Jusqu’en 2005, la protection de l’environnement ne figurait pas parmi les dispositions du « bloc de constitutionnalité », soit parmi les normes de valeur constitutionnelle. Cette situation tranchait avec celle d’autres Constitutions étrangères. Par exemple, le premier alinéa de l’article 45 de la Constitution espagnole du 27 décembre 1978 prévoit que « tous ont le droit de jouir d’un environnement approprié pour développer leur personnalité et le devoir de le conserver ». Pourtant, la question de la constitutionnalisation de la protection environnementale s’était depuis longtemps posée au détour :

  • d'initiatives parlementaires restées vaines pour des raisons d'ordre politique. C'est le cas notamment de propositions de loi enregistrées à l'Assemblée nationale dès la fin de l'année 1975 (cf. le rapport n° 1595 fait par Mme Nathalie KOSCIUSKO-MORIZET au nom de la commission des lois constitutionnelles, de la législation et de l'administration générale de la République sur le projet de loi constitutionnelle relatif à la Charte de l'environnement, enregistré à la présidence de l'Assemblée nationale le 12 mai 2004) ;
  • d'une saisine du Conseil constitutionnel. En 1990, le Conseil constitutionnel a été saisi de dispositions législatives relatives aux constructions nouvelles situées à proximité de plans d'eau dans les zones de montagne. Le président du Conseil constitutionnel, M. Robert BADINTER, s'interrogeait en ces termes : « je me demande si cette décision ne constituerait pas l'occasion d'émettre des considérations sur le droit de l'environnement » ( délibération du 25 juillet 1990 ). Finalement, dans sa décision n° 90-277 DC du 25 juillet 1990 , le Conseil ne s'est pas prononcé sur le fond. Il a censuré les dispositions litigieuses pour des motifs tenant à l'irrégularité de la procédure législative « sans qu'il y ait lieu en l'état de s'interroger sur la conformité à la Constitution du contenu des dispositions » (décision n° 90-277 DC précitée ). Le Conseil constitutionnel n'a donc pas entendu pallier la carence du constituant en matière environnementale.

Ce n'est qu'à la faveur de la révision constitutionnelle du 1er mars 2005 que la protection de l'environnement a reçu une consécration constitutionnelle par « l'adoption d'une Charte de l'environnement adossée à la Constitution » (exposé des motifs du projet de loi constitutionnelle n° 992 relatif à la Charte de l'environnement, enregistré à la présidence de l'Assemblée nationale le 27 juin 2003). Désormais, le Préambule de la Constitution de 1958 prévoit que « l e peuple français proclame solennellement son attachement (...) aux droits et devoirs définis dans la Charte de l'environnement de 2004 ».

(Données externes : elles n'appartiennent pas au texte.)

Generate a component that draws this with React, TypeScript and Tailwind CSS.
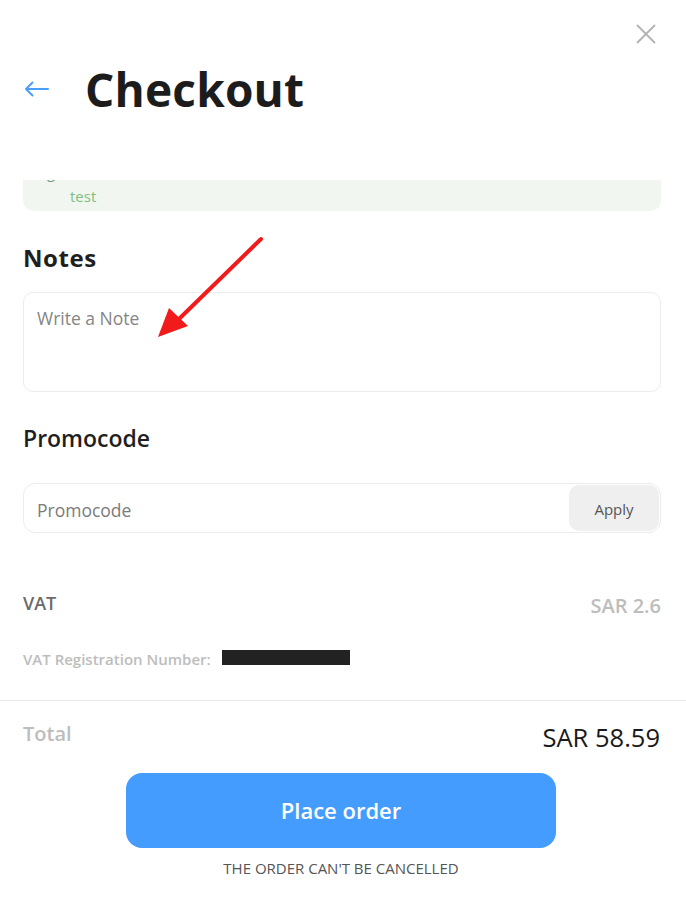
import React from "react";

export default function App() {
  return (
    <div className="relative w-[686px] h-[897px] overflow-hidden bg-white font-['Open_Sans',sans-serif] flex flex-col">
      {/* close */}
      <div className="flex justify-end pt-[24px] pr-[30px]">
        <svg width="20" height="20" viewBox="0 0 20 20" fill="none">
          <path d="M1.5 1.5 L18.5 18.5 M18.5 1.5 L1.5 18.5" stroke="#b3b3b3" strokeWidth="1.8" strokeLinecap="round" />
        </svg>
      </div>

      {/* title row */}
      <div className="flex items-center h-[62px] mt-[14px] pl-[24px]">
        <svg width="25" height="16" viewBox="0 0 25 16" fill="none" className="shrink-0">
          <path d="M24 8 H2 M8.5 1.5 L2 8 L8.5 14.5" stroke="#4b9ef8" strokeWidth="2" strokeLinecap="round" strokeLinejoin="round" />
        </svg>
        <h1 className="ml-[36px] text-[46px] leading-[62px] font-bold text-[#1c1c1c] tracking-[0.2px]">Checkout</h1>
      </div>

      {/* scrolled content (green info box, top cut off) */}
      <div className="mt-[60px] ml-[23px] mr-[25px] h-[31px] overflow-hidden rounded-b-[10px]">
        <div className="-mt-[28px] bg-[#f1f7f0] rounded-[10px] pt-[10px] pb-[5px]">
          <div className="pl-[24px] text-[15px] leading-[20px] text-[#7a9a7c]">g</div>
          <div className="mt-[4px] pl-[47px] text-[15px] leading-[20px] text-[#7fbf80]">test</div>
        </div>
      </div>

      {/* Notes */}
      <div className="ml-[23px] mr-[25px] flex flex-col">
        <h2 className="mt-[31px] text-[24px] leading-[32px] font-bold text-[#1f1f1f] tracking-[0.6px]">Notes</h2>
        <textarea
          placeholder="Write a Note"
          className="mt-[18px] h-[100px] w-full resize-none rounded-[10px] border border-[#ececec] bg-white pl-[13px] pt-[13px] text-[17.5px] leading-[24px] text-[#333] placeholder:text-[#858585] outline-none"
        />

        <h2 className="mt-[30px] text-[23px] leading-[32px] font-semibold text-[#1f1f1f]">Promocode</h2>

        <div className="mt-[29px] h-[50px] flex items-center rounded-[12px] border border-[#ececec] bg-white">
          <div className="flex-1 pl-[13px] pt-[3px] text-[17.5px] leading-[24px] text-[#7b7b7b]">Promocode</div>
          <button className="mr-[1px] h-[46px] w-[90px] rounded-[10px] bg-[#efefef] pt-[3px] text-[15px] text-[#555] flex items-center justify-center">
            Apply
          </button>
        </div>

        {/* VAT */}
        <div className="mt-[58px] flex items-start justify-between">
          <span className="text-[18px] leading-[24px] font-semibold text-[#6a6a6a]">VAT</span>
          <span className="mt-[3px] text-[20px] leading-[24px] font-semibold text-[#bdbdbd]">SAR 2.6</span>
        </div>

        <div className="mt-[31px] flex items-center">
          <span className="text-[15px] leading-[20px] font-semibold text-[#bdbdbd]">VAT Registration Number:</span>
          <span className="ml-[11px] -mt-[3px] h-[15px] w-[128px] bg-[#222]" />
        </div>
      </div>

      <div className="mt-[31px] h-px w-full bg-[#e9e9e9]" />

      {/* Total */}
      <div className="ml-[23px] mr-[26px] mt-[19px] flex items-start justify-between">
        <span className="text-[20px] leading-[28px] font-semibold text-[#bdbdbd]">Total</span>
        <span className="mt-[1px] text-[25.5px] leading-[32px] text-[#1a1a1a]">SAR 58.59</span>
      </div>

      <div className="ml-[126px] w-[430px] flex flex-col items-center">
        <button className="mt-[20px] h-[75px] w-[430px] rounded-[16px] bg-[#449dfe] text-white text-[22px] font-semibold flex items-center justify-center">
          Place order
        </button>
        <div className="mt-[10px] text-[15px] leading-[20px] text-[#555]">THE ORDER CAN'T BE CANCELLED</div>
      </div>

      {/* red annotation arrow */}
      <svg className="absolute left-0 top-0 pointer-events-none" width="686" height="897" viewBox="0 0 686 897">
        <line x1="261" y1="239" x2="180" y2="318" stroke="#f11b1b" strokeWidth="4" strokeLinecap="round" />
        <polygon points="158,337 169,308 188,326" fill="#f11b1b" />
      </svg>
    </div>
  );
}
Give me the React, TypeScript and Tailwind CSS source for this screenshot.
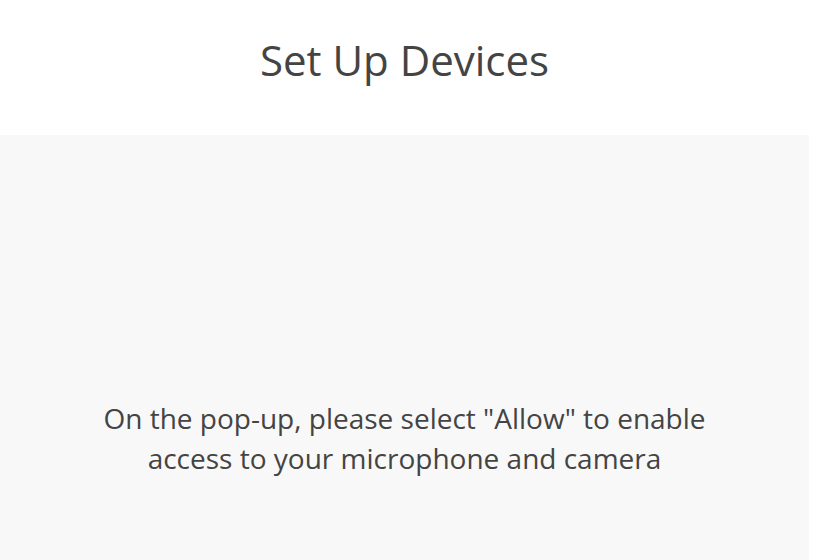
export default function App() {
  return (
    <div className="h-[560px] w-[840px] overflow-hidden bg-white" style={{ fontFamily: '"Open Sans", sans-serif' }}>
      <div className="w-[809px]">
        <div className="flex h-[135px] items-start justify-center pt-[31px]">
          <h1 className="text-[42px] leading-[57px] text-[#444444]">Set Up Devices</h1>
        </div>
        <div className="flex h-[425px] flex-col items-center bg-[#f8f8f8] pt-[263px]">
          <p className="text-center text-[28px] leading-[40px] text-[#444444]">
            On the pop-up, please select "Allow" to enable
            <br />
            access to your microphone and camera
          </p>
        </div>
      </div>
    </div>
  )
}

II. La portée normative de la Charte de l'environnement

Les dix articles de la Charte de l’environnement sont précédés de sept alinéas qui « en exposent en quelque sorte la philosophie » (Bertrand MATHIEU). Ils n’instituent pas des droits ou libertés que la Constitution garantit de telle sorte « qu’ils ne peuvent être invoqués à l’appui d’une question prioritaire de constitutionnalité [QPC] sur le fondement de l’article 61-1 de la Constitution » (décision n° 2014-394 QPC du 7 mai 2014). Il reste que ces alinéas peuvent être mobilisés par le juge constitutionnel. À titre d’illustration, s’agissant du sixième alinéa, le Conseil a jugé que « le secret de la défense nationale participe de la sauvegarde des intérêts fondamentaux de la Nation, réaffirmés par la Charte de l’environnement, au nombre desquels figurent l’indépendance de la Nation et l’intégrité du territoire » (décision n° 2011-192 QPC du 10 novembre 2011). Plus récemment, c’est à partir des dispositions du préambule de la Charte que le Conseil constitutionnel a dégagé un objectif de valeur constitutionnelle de protection de l’environnement, patrimoine commun des êtres humains (décision n° 2019-823 QPC du 31 janvier 2020). De même, les dix articles de cette Charte n’instituent pas tous un droit ou une liberté que la Constitution garantit. Par exemple,

  • les articles 1 (droit de vivre dans un environnement équilibré et respectueux de la santé), 2 (devoir de prendre part à la préservation et à l’amélioration de l’environnement), 3 (devoir de prévenir les atteintes à l’environnement ou d’en limiter les conséquences), 4 (contribution à la réparation des dommages) et 7 (droit de participation à l’élaboration des décisions publiques ayant une incidence sur l’environnement) instituent des droits ou libertés dont la méconnaissance peut être invoquée à l’appui d’une QPC. Il incombe au législateur et, dans le cadre défini par la loi, aux autorités administratives de déterminer, dans le respect des principes énoncés par la Charte, les modalités de la mise en œuvre de ces dispositions.
  • l’article 6 relatif à l’exigence de promotion du développement durable n’institue pas un droit ou une liberté que la Constitution garantit invocable dans le cadre d’une QPC (décision n° 2012-283 QPC du 23 novembre 2012). En contrôle a priori, le Conseil constitutionnel juge qu’il appartient au législateur de déterminer les modalités de la mise en œuvre de cette disposition (décision n° 2013-666 DC du 11 avril 2013).